Sunday, April 13, 2014

     I had a bit of a temporary relapse recently, in my emotional & mental health.  I spent last week in a psychiatric ward.  I signed myself in, voluntarily, to try to save myself from my own self-destruction.  I am far too sensitive for this world, sometimes.
     It was not an easy experience.  When I arrived, at the emergency room, I was asked why I was seeking medical treatment.  I was scared and paranoid, and could not answer "in front of all these people, looking at me".  So, I wrote "psychiatric reasons", on an index card, and gave it to the woman, working at the check-in desk.
     Within a few minutes, I was called into the ER.  I asked to bring my husband in, with me, but I was told to come in alone, to "get settled in".  They brought me into a room, with only a stretcher, that had leather handcuffs, ankle cuffs, and lots of straps.  It also had a camera, near the ceiling, and a mirror near the ceiling...no chairs, no TV, nothing else.  I saw the straps on the bed and panicked.  "You're not going to tie me down, are you?", I cried.  The nurse said no, and said that they had no other beds available. "I want a chair", I said.  They brought me a chair, and told me to remove most of my clothing, and put 2 johnnies on.  They could see me changing my clothes, through the window, in the locked, heavy door, and through the camera. I was scarily, aware of this.
    When they came back, they took all of my clothes and belongings away, and searched them.  They took me to the bathroom, and insisted that I pee into a cup, to drug & alcohol test me.  When they took me backed to the locked room, they also insisted on drawing my blood.  I wouldn't let them take my blood, until my husband was allowed in the room with me.

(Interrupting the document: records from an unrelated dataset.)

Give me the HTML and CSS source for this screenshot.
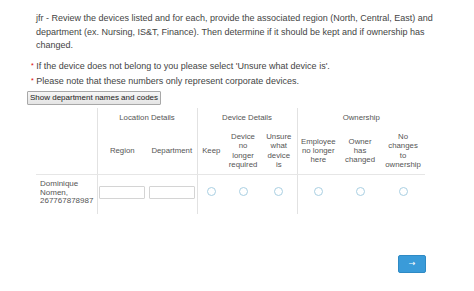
FILE: index.html
```html
<!DOCTYPE html>
<html lang="en">
<head>
  <meta charset="UTF-8" />
  <title>Device Review</title>
  <link rel="stylesheet" href="styles.css">
</head>
<body>

  <div class="question">
    <div class="question-text">
      jfr - Review the devices listed and for each, provide the associated region (North, Central, East) and department (ex. Nursing, IS&amp;T, Finance). Then determine if it should be kept and if ownership has changed.
    </div>

    <ul class="notes">
      <li><span class="req">*</span> If the device does not belong to you please select 'Unsure what device is'.</li>
      <li><span class="req">*</span> Please note that these numbers only represent corporate devices.</li>
    </ul>

    <button class="toggle" type="button">Show department names and codes</button>

    <table class="matrix">
      <colgroup>
        <col class="c-label">
        <col class="c-text"><col class="c-text">
        <col class="c-keep"><col class="c-mid"><col class="c-mid">
        <col class="c-own"><col class="c-own"><col class="c-last">
      </colgroup>
      <thead>
        <tr class="groups">
          <th></th>
          <th colspan="2" class="sep">Location Details</th>
          <th colspan="3" class="sep">Device Details</th>
          <th colspan="3" class="sep">Ownership</th>
        </tr>
        <tr class="choices">
          <th></th>
          <th class="sep">Region</th>
          <th>Department</th>
          <th class="sep">Keep</th>
          <th>Device<br>no<br>longer<br>required</th>
          <th>Unsure<br>what<br>device<br>is</th>
          <th class="sep">Employee<br>no longer<br>here</th>
          <th>Owner<br>has<br>changed</th>
          <th>No<br>changes<br>to<br>ownership</th>
        </tr>
      </thead>
      <tbody>
        <tr>
          <td class="label">Dominique<br>Nomen,<br>267767878987</td>
          <td class="sep"><input type="text" class="field"></td>
          <td><input type="text" class="field"></td>
          <td class="sep"><span class="radio"></span></td>
          <td><span class="radio"></span></td>
          <td><span class="radio"></span></td>
          <td class="sep"><span class="radio"></span></td>
          <td><span class="radio"></span></td>
          <td><span class="radio"></span></td>
        </tr>
      </tbody>
    </table>
  </div>

  <div class="nav">
    <button class="next" type="button">&rarr;</button>
  </div>

</body>
</html>
```

FILE: styles.css
```css
body {
  font-family: 'Liberation Sans', Arial, sans-serif;
  font-size: 9px;
  color: #444;
  margin: 0;
  background: #fff;
}

.question {
  padding: 12px 0 0 36px;
  width: 414px;
}

.question-text {
  line-height: 13.5px;
}

.notes {
  list-style: none;
  margin: 6px 0 0 -5px;
  padding: 0;
}

.notes li {
  line-height: 15.5px;
}

.req {
  color: #d00;
  font-size: 7px;
  position: relative;
  top: -1px;
}

.toggle {
  display: block;
  font-family: inherit;
  font-size: 8px;
  white-space: nowrap;
  color: #222;
  margin: 1px 0 0 -9px;
  padding: 0;
  height: 14px;
  width: 134px;
  border: 1px solid #a8a8a8;
  border-radius: 1px;
  background: linear-gradient(#f6f6f6, #e4e4e4);
}

.matrix {
  margin-top: 3px;
  border-collapse: collapse;
  table-layout: fixed;
  width: 389px;
  font-size: 7.8px;
  color: #555;
}

.c-label { width: 61px; }
.c-text { width: 50px; }
.c-keep { width: 28px; }
.c-mid { width: 36px; }
.c-own { width: 42px; }
.c-last { width: 44px; }

.matrix th {
  font-weight: normal;
  text-align: center;
  vertical-align: middle;
  line-height: 9.1px;
  padding: 0;
}

.groups th {
  height: 20px;
}

.choices th {
  height: 46px;
  border-bottom: 1px solid #e6e6e6;
}

.matrix td {
  height: 33px;
  padding: 0 0 6px;
  text-align: center;
  vertical-align: middle;
}

.matrix td.label {
  text-align: left;
  font-size: 8px;
  line-height: 8.8px;
  padding: 0 0 2px 4px;
}

.sep {
  border-left: 1px solid #e2e2e2;
}

.field {
  display: block;
  box-sizing: border-box;
  width: 46px;
  height: 13px;
  margin: 3px auto 0;
  border: 1px solid #d4d4d4;
  border-radius: 1px;
  padding: 0;
}

.radio {
  display: block;
  width: 9px;
  height: 9px;
  margin: 0 auto;
  box-sizing: border-box;
  border: 1px solid #a9cfe2;
  border-radius: 50%;
  background: #fff;
}

.nav {
  display: flex;
  justify-content: flex-end;
  width: 426px;
  margin-top: 41px;
}

.next {
  width: 28px;
  height: 18px;
  padding: 0;
  background: #3a9bd9;
  border: 1px solid #2f8ac4;
  border-radius: 2px;
  color: #fff;
  font-family: 'DejaVu Sans', sans-serif;
  font-size: 8px;
  line-height: 16px;
}
```
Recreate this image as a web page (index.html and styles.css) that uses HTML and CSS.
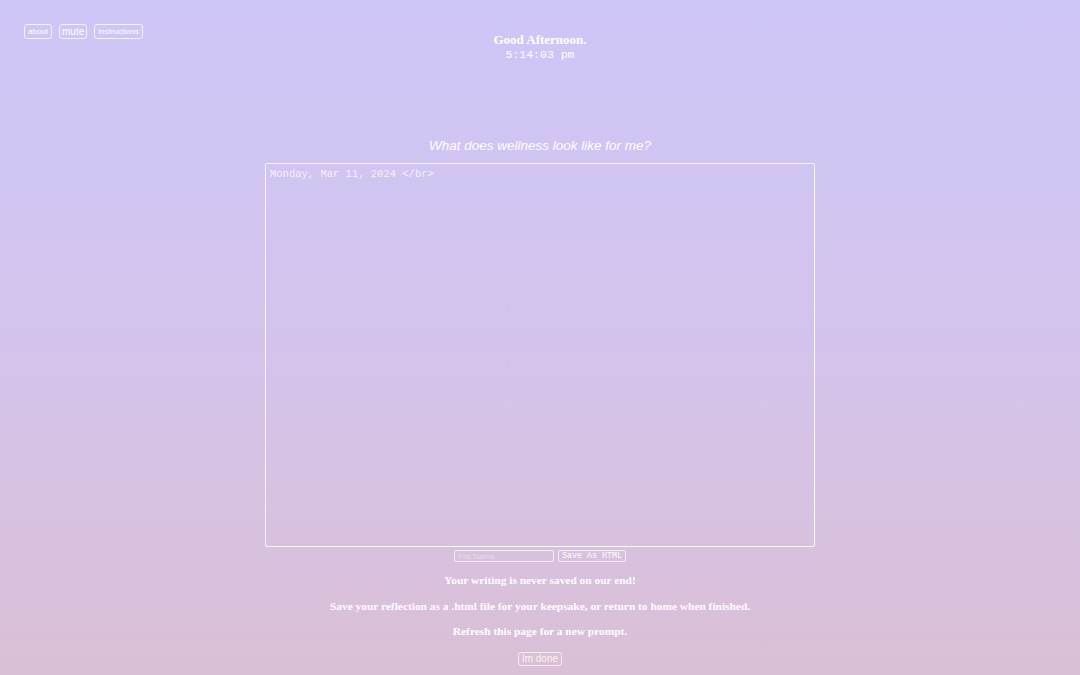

    I complained about the room, saying it was scaring me, and complained about all the people "staring" at me, and the camera "spying" on me.

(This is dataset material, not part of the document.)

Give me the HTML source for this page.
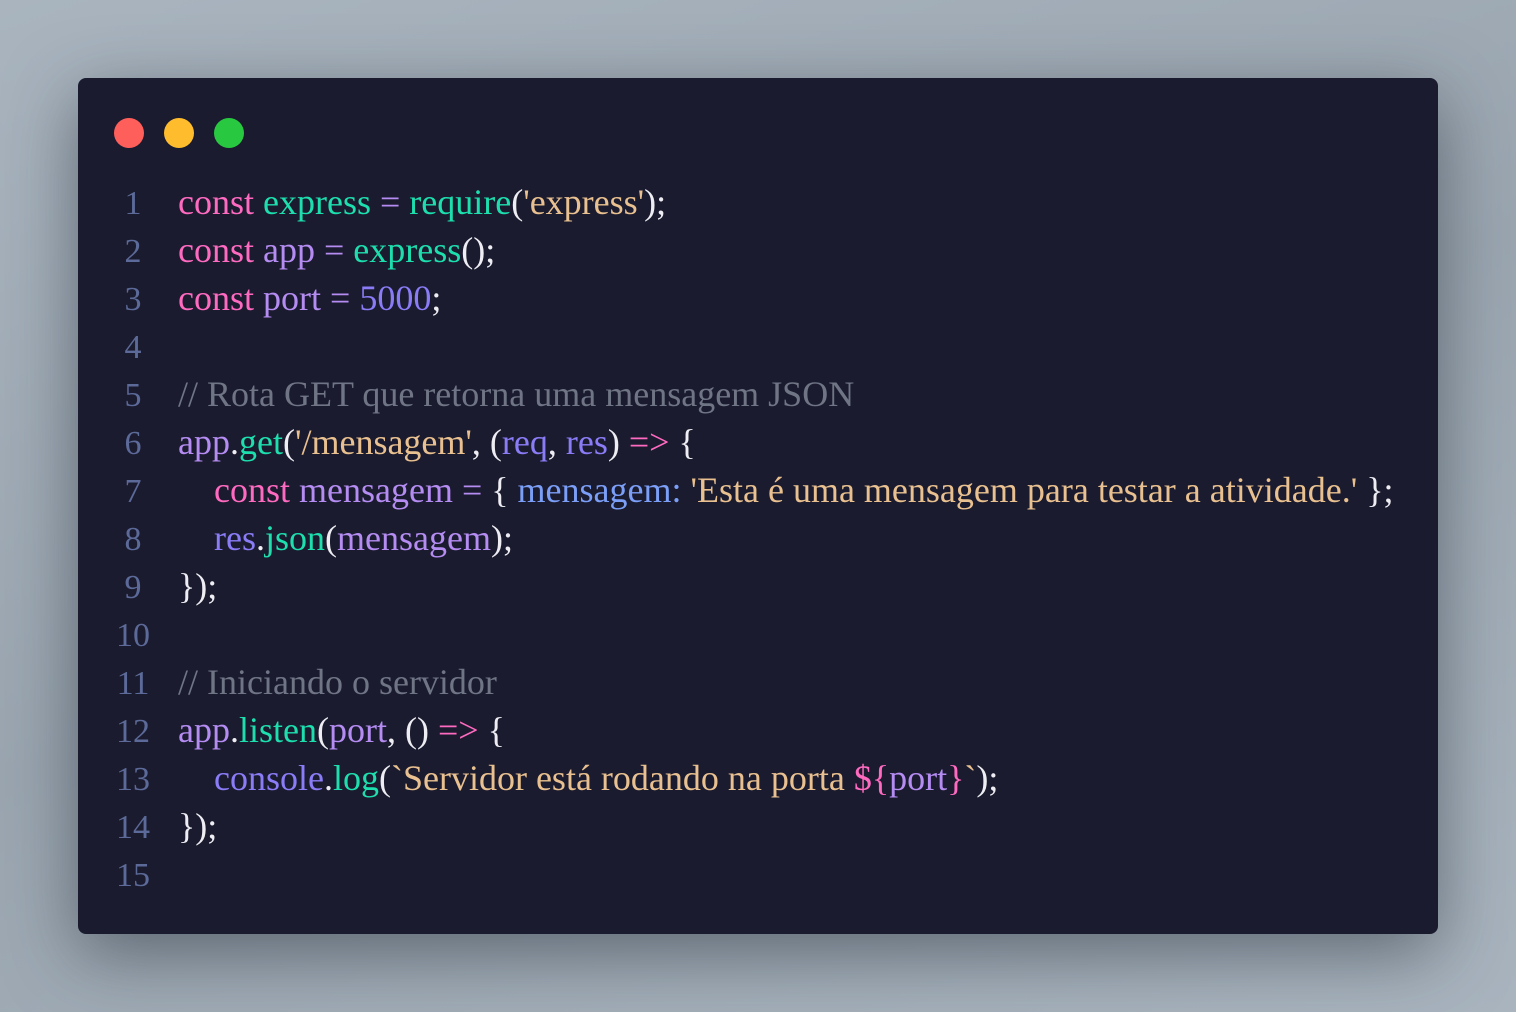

    A few hours later, an even more psychotic man arrived in the ER, and they needed my room, and gave me a regular room, with a regular stretcher, a chair, a TV, etc, and a bit of my fear left me.
     I was asked extensive questions..."Why are you here?"  "Do you want to hurt yourself, or anyone else?"  "Did you have an actual plan to harm yourself?"  "What type of health problems do you have?"  "What medications are you on?", etc, etc.
   After several hours, I was told that there were no beds on any psychiatric units available, that I would have to spend the night in the ER, until a bed was found in a hospital.
   I was transported about 24 hours later, by ambulance, to a psychiatric ward, at a different hospital.